The victim faced her abuser in Calhoun County Circuit Judge Debra Jones’ courtroom as he was being sentenced.
Her piercing words are haunting because they decry a wounded soul shattered by repeated acts of sexual abuse at the hand of a man decades older.
Rep. Steve Hurst hopes no other children ever says those words again. At least not in Alabama. After years of trying, Hurst this session ushered through the Legislature a bill that would make chemical castration a condition of parole for anyone convicted of sexually abusing a child younger than 13. A drug that limits the production of testosterone would be administered by injection with the intended goal of lowering a man’s sex drive.
According to the bill, the treatment must begin no less than one month before the offender is released from custody, and must be continued until the court determines it’s no longer necessary.
“I don’t want them to be able to harm another child,” Hurst said. “My only concern is protecting the children.”
It’s difficult to find anyone who’s sympathetic toward predators who sexually abuse small children, and, indeed, much of the social media response has been supportive of strict punishment.
“After a person hurts a child, providing they legitimately did it, (hate to say it but not all accused are guilty) there should be no questions,” one Facebook commenter said. “This is a good law to have on the books.”
“California and Florida passed the chemical castration law in the 1990s. WHY has Alabama waited so long?”
The bill, however, does raise some questions.
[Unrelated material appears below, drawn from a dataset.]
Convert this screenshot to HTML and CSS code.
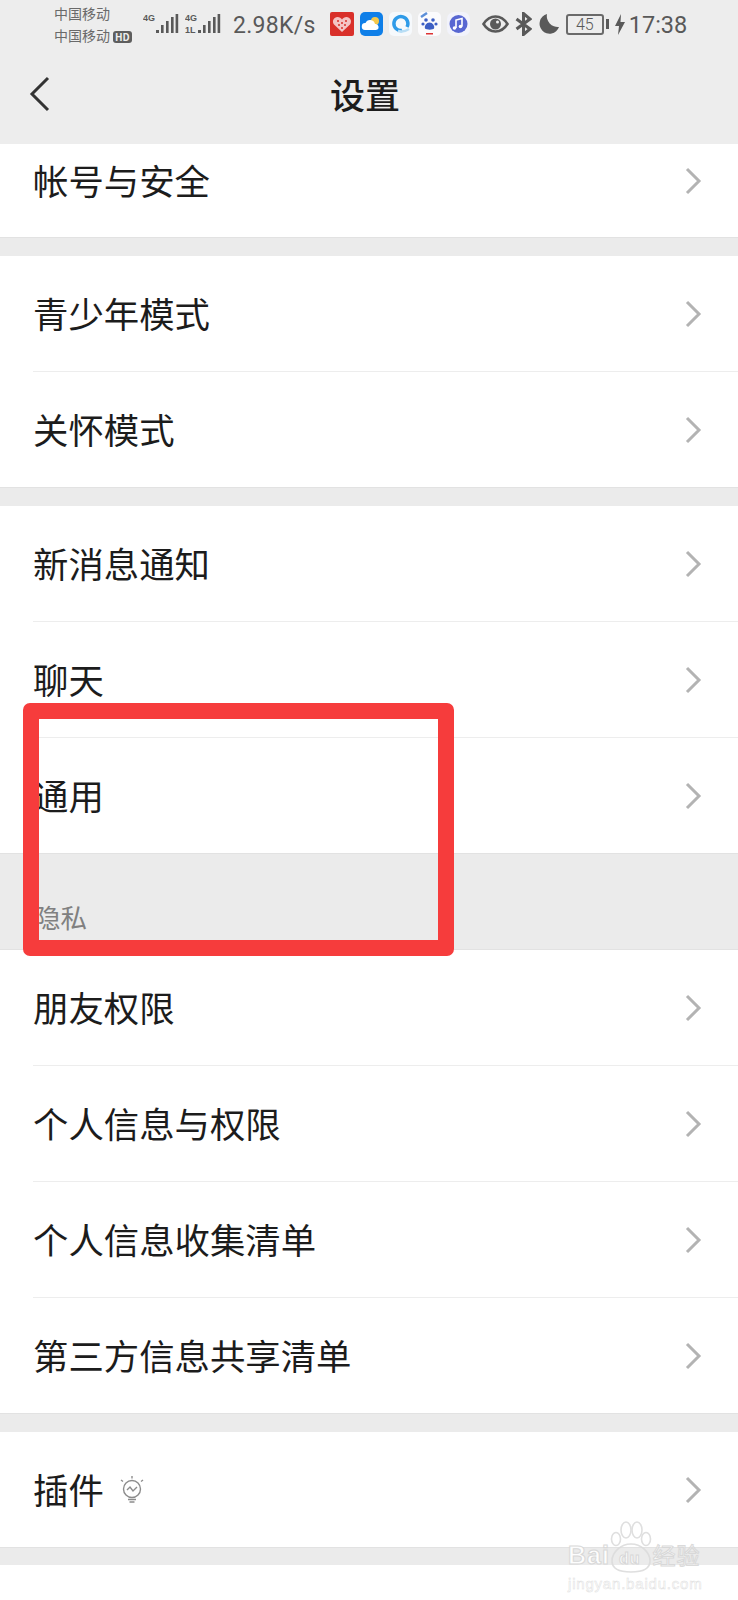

According to USA Today report, attorney Raymond Johnson told WIAT-TV that there would likely be a challenge under the Eighth Amendment, claiming "that it is cruel and unusual punishment for someone who has served their time and for the rest of their life have to be castrated."
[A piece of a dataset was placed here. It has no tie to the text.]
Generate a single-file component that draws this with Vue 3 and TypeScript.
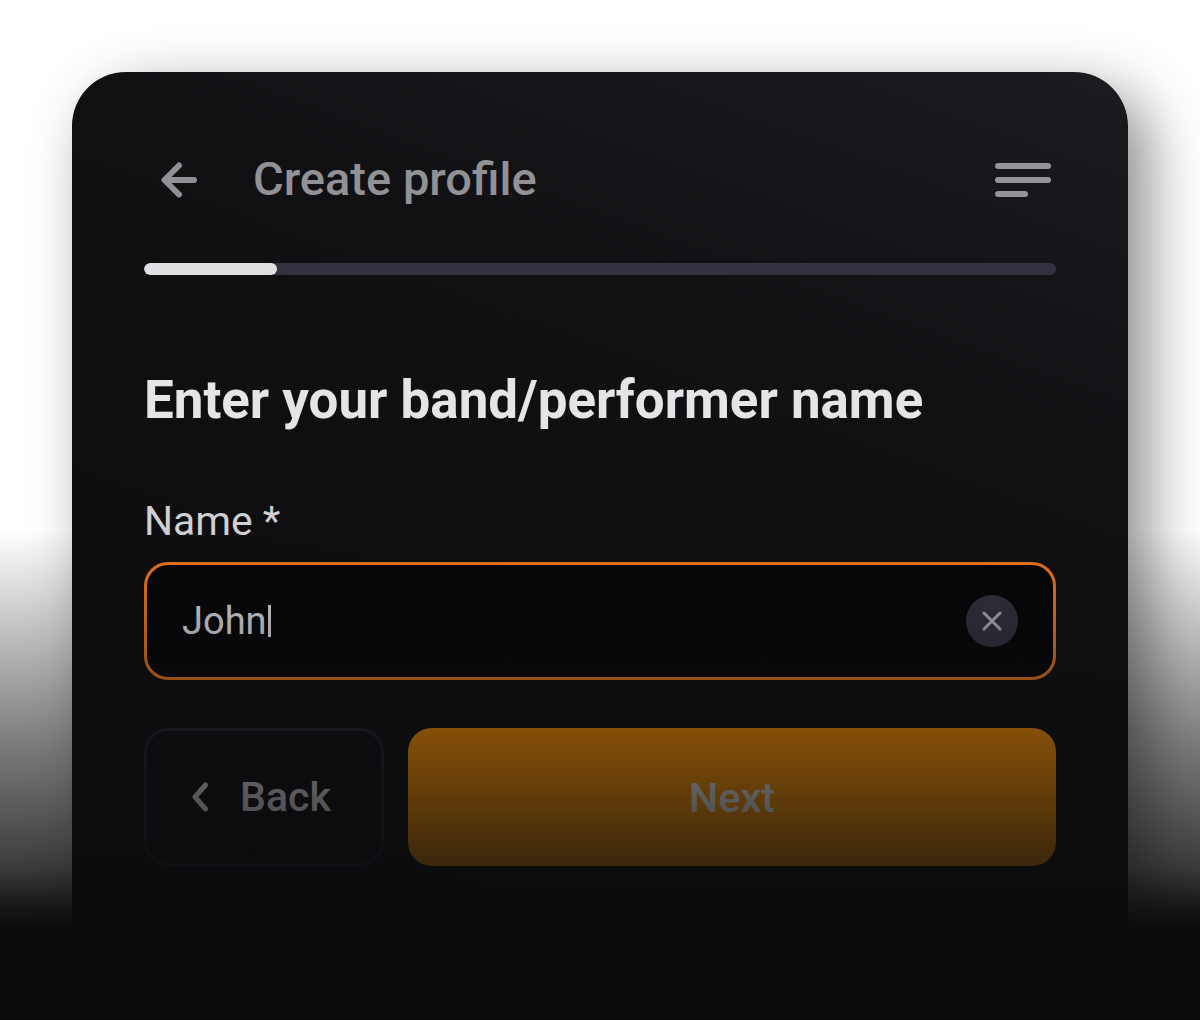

Costs to Alabama taxpayers was another question raised. The bill requires the offenders to pay for their own treatments unless they are deemed indigent by the state, which happens often. In those cases, the state would incur the cost of the injections.
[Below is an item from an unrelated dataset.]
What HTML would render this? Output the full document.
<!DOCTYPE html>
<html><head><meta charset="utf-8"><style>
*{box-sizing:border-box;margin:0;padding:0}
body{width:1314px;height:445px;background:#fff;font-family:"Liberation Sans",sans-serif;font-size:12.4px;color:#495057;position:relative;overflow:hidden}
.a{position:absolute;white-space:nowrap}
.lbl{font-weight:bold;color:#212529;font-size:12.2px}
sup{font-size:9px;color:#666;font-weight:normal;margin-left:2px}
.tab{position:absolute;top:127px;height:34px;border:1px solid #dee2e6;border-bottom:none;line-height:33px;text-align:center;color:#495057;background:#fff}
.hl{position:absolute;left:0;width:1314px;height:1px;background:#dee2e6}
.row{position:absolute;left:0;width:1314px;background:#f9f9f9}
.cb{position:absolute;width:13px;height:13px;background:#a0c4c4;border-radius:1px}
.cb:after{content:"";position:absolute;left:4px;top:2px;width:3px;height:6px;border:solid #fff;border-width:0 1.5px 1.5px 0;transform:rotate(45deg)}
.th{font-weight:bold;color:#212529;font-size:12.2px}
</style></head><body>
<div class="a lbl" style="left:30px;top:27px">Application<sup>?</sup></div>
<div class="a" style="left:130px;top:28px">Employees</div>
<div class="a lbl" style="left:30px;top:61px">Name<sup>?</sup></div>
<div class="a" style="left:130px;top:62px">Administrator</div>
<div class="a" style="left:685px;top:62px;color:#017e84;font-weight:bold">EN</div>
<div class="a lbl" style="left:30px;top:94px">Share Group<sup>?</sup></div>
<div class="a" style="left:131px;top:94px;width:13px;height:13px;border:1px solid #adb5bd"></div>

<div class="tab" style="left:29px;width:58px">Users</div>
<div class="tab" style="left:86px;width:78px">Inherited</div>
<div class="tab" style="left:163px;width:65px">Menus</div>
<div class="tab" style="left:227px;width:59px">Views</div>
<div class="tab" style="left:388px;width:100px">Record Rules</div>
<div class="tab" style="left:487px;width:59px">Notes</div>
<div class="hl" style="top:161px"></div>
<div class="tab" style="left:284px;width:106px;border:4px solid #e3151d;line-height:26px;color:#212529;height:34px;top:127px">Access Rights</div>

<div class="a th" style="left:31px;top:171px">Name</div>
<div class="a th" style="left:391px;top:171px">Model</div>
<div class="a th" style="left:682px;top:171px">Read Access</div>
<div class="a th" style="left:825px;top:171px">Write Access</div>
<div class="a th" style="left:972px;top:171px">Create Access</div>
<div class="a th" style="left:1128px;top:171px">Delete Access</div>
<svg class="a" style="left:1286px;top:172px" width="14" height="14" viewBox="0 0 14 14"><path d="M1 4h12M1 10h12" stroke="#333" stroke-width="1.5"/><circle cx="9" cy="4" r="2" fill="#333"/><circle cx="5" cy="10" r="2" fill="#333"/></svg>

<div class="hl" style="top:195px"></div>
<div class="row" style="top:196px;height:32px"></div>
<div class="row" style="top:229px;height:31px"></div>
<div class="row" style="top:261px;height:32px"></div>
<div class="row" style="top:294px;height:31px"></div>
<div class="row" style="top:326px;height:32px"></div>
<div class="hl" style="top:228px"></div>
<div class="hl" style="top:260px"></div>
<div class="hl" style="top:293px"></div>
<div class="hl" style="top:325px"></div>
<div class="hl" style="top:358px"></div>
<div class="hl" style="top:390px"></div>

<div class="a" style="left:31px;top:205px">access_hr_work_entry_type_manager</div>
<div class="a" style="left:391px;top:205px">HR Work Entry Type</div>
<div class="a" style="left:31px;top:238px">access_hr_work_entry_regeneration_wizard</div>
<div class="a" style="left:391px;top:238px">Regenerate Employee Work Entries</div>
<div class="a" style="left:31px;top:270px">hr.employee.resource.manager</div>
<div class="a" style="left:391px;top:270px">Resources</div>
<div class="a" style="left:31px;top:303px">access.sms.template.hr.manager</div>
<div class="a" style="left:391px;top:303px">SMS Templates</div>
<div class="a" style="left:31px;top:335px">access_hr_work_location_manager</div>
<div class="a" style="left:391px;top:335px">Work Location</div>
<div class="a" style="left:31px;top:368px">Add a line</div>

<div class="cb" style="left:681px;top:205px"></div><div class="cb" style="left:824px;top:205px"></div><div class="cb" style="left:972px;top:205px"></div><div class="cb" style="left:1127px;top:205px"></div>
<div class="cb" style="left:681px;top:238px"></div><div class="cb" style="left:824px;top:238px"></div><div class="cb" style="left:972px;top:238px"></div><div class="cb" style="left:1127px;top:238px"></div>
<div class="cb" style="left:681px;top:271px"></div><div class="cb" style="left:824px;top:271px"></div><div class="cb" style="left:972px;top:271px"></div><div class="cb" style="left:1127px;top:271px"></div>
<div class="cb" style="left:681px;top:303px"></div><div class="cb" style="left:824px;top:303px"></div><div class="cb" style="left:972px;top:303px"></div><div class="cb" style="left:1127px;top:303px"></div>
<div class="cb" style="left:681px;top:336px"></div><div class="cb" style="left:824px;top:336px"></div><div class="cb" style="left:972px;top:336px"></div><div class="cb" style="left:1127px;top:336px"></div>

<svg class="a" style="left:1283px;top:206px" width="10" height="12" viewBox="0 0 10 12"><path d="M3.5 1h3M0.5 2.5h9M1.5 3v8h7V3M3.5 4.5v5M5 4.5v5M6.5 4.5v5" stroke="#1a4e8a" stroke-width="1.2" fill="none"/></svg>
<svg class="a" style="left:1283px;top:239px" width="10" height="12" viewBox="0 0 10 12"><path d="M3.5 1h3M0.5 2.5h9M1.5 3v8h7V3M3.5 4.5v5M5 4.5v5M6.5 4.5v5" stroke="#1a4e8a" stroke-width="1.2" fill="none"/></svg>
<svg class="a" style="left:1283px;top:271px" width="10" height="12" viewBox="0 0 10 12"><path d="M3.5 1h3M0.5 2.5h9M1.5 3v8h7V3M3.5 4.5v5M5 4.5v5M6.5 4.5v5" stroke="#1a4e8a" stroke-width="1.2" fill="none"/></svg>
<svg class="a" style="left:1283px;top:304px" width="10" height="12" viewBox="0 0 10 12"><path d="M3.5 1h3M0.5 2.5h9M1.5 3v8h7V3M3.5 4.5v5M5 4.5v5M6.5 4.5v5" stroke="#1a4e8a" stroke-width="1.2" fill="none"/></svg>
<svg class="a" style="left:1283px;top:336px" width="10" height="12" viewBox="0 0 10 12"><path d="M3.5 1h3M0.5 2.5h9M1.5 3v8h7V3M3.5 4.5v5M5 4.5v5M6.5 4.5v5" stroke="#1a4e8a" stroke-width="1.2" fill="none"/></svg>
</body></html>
Others questioned to what degree guilt will be determined before chemical castration is implemented, pointing to cases like the Central Park 5 in New York where rape convictions were overturned.
“Read ‘The Sun Does Rise.’ Alabama has one of the highest rates of incarcerating and putting on death row innocent people,” one Facebook commenter said.
Every effort must be made to determine whether a suspect is guilty before administering the first shot to a parolee, including the examination of any and all forensic evidence. But protecting children must be our first priority.
Statistics indicate that sex offenders in general are three times more likely to reoffend than any other type of criminal, according to a report this week from Southern Maryland News Net.
“A Bureau of Justice Statistics study tracked a representative sample of prisoners released in 2005 in the 30 states that were responsible for 77 percent of all state prisoners released nationwide and examined their arrests through 2014. An estimated 7.7 percent of released sex offenders were arrested for rape or sexual assault during the 9-year follow-up period, versus 2.3 percent of other released prisoners.”
All of this depends on whether chemical castration actually becomes law in Alabama. It passed the House and Senate and was sent to Gov. Kay Ivey. The legislation, however, wasn’t among a group of bills Ivey signed during a special signing ceremony on today.
Her office says she's reviewing it. Not signing it would be a pocket veto, which would kill the bill. What do you think? Should she sign it?